Hacker News new | ask | show | jobs
by noahdesu 4786 days ago
Platform support (http://ceph.com/docs/master/install/os-recommendations/#plat...) and deployment tools have come a long way. In the past setup has been complicated (Ceph is inherently more complex than other systems), but it is getting much easier. There is also extensive documentation at http//ceph.com/docs, as well as very active IRC channel and mailing lists for support.

Ceph is much larger than just the file system (as the article points out). And while many Ceph products/subsystems are used extensively in production environments (RBD block store, RGW, and RADOS), CephFS isn't officially supported as production-ready.

Despite that, we run Hadoop on top of CephFS, and can deal with the occasional metadata server problem. CephFS is actively being hardened.

1 comments

Correct, Ceph is much larger than the file system. As I said at beginning of article I'm using each Ceph component, RBD, RadosGW and CephFS and I will write article for each of that.
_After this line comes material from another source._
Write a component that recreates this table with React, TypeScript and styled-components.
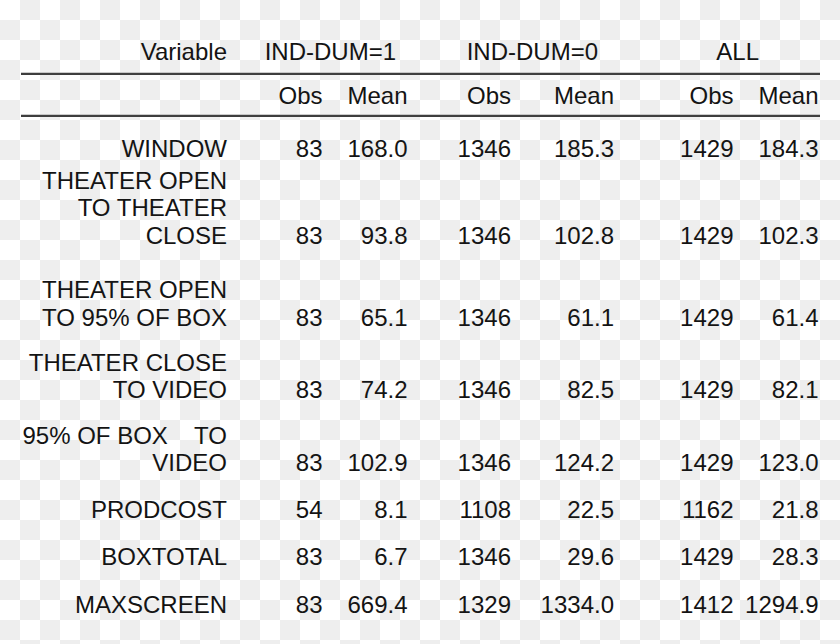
import React from "react";
import styled, { createGlobalStyle } from "styled-components";

const GlobalStyle = createGlobalStyle`
  html, body {
    margin: 0;
    padding: 0;
  }
  body {
    min-height: 644px;
    background-color: #ffffff;
    background-image: conic-gradient(#eeeeee 0 25%, #ffffff 0 50%, #eeeeee 0 75%, #ffffff 0);
    background-size: 40px 40px;
    background-position: 0 0;
  }
`;

const COLS = "206px 95.5px 85px 103.5px 103px 119.5px 85px";

const Page = styled.div`
  padding: 37px 0 0 21px;
  width: 799px;
  font-family: "Liberation Sans", Arial, sans-serif;
  font-size: 24px;
  line-height: 27.5px;
  color: #141414;
`;

const Row = styled.div<{ $mt: number }>`
  display: grid;
  grid-template-columns: ${COLS};
  align-items: end;
  margin-top: ${(p) => p.$mt}px;
`;

const Cell = styled.div`
  text-align: right;
  white-space: pre;
`;

const GroupHead = styled.div<{ $pr: number }>`
  grid-column: span 2;
  text-align: right;
  padding-right: ${(p) => p.$pr}px;
  white-space: pre;
`;

const Rule = styled.div<{ $mt: number }>`
  height: 2px;
  width: 799px;
  margin-top: ${(p) => p.$mt}px;
  background: #3e3e3e;
  box-shadow: 0 -0.5px 0 #9a9a9a;
`;

type DataRow = { label: string[]; v: string[]; mt: number };

const rows: DataRow[] = [
  { label: ["WINDOW"], v: ["83", "168.0", "1346", "185.3", "1429", "184.3"], mt: 17.5 },
  {
    label: ["THEATER OPEN", "TO THEATER", "CLOSE"],
    v: ["83", "93.8", "1346", "102.8", "1429", "102.3"],
    mt: 4.5,
  },
  {
    label: ["THEATER OPEN", "TO 95% OF BOX"],
    v: ["83", "65.1", "1346", "61.1", "1429", "61.4"],
    mt: 27.2,
  },
  {
    label: ["THEATER CLOSE", "TO VIDEO"],
    v: ["83", "74.2", "1346", "82.5", "1429", "82.1"],
    mt: 17.8,
  },
  {
    label: ["95% OF BOX    TO", "VIDEO"],
    v: ["83", "102.9", "1346", "124.2", "1429", "123.0"],
    mt: 17.8,
  },
  { label: ["PRODCOST"], v: ["54", "8.1", "1108", "22.5", "1162", "21.8"], mt: 19.3 },
  { label: ["BOXTOTAL"], v: ["83", "6.7", "1346", "29.6", "1429", "28.3"], mt: 19.2 },
  { label: ["MAXSCREEN"], v: ["83", "669.4", "1329", "1334.0", "1412", "1294.9"], mt: 21.2 },
];

export default function App() {
  return (
    <>
      <GlobalStyle />
      <Page>
        <Row $mt={0.5}>
          <Cell>Variable</Cell>
          <GroupHead $pr={11.5}>IND-DUM=1</GroupHead>
          <GroupHead $pr={16}>IND-DUM=0</GroupHead>
          <GroupHead $pr={59.5}>ALL</GroupHead>
        </Row>
        <Rule $mt={8} />
        <Row $mt={6.5}>
          <Cell />
          <Cell>Obs</Cell>
          <Cell>Mean</Cell>
          <Cell>Obs</Cell>
          <Cell>Mean</Cell>
          <Cell>Obs</Cell>
          <Cell>Mean</Cell>
        </Row>
        <Rule $mt={6} />
        {rows.map((r, i) => (
          <Row key={i} $mt={r.mt}>
            <Cell>
              {r.label.map((l, j) => (
                <React.Fragment key={j}>
                  {j > 0 && <br />}
                  {l}
                </React.Fragment>
              ))}
            </Cell>
            {r.v.map((v, j) => (
              <Cell key={j}>{v}</Cell>
            ))}
          </Row>
        ))}
      </Page>
    </>
  );
}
This is just some sort of getting started guide. I'm interested at running Hadoop on top of CephFS, is it stable enough?
The instability we have seen is with the metadata server, but have been able to relatively quickly push fixes to upstream as we encounter them. The focus has been on stability, and we have been running pretty large terasort jobs without issue. In the upcoming release of Cuttlefish, due out any time now, there will be locality information exposed to Hadoop for better task scheduling. We will start focusing on improving Hadoop performance soon, now that things have stabilized.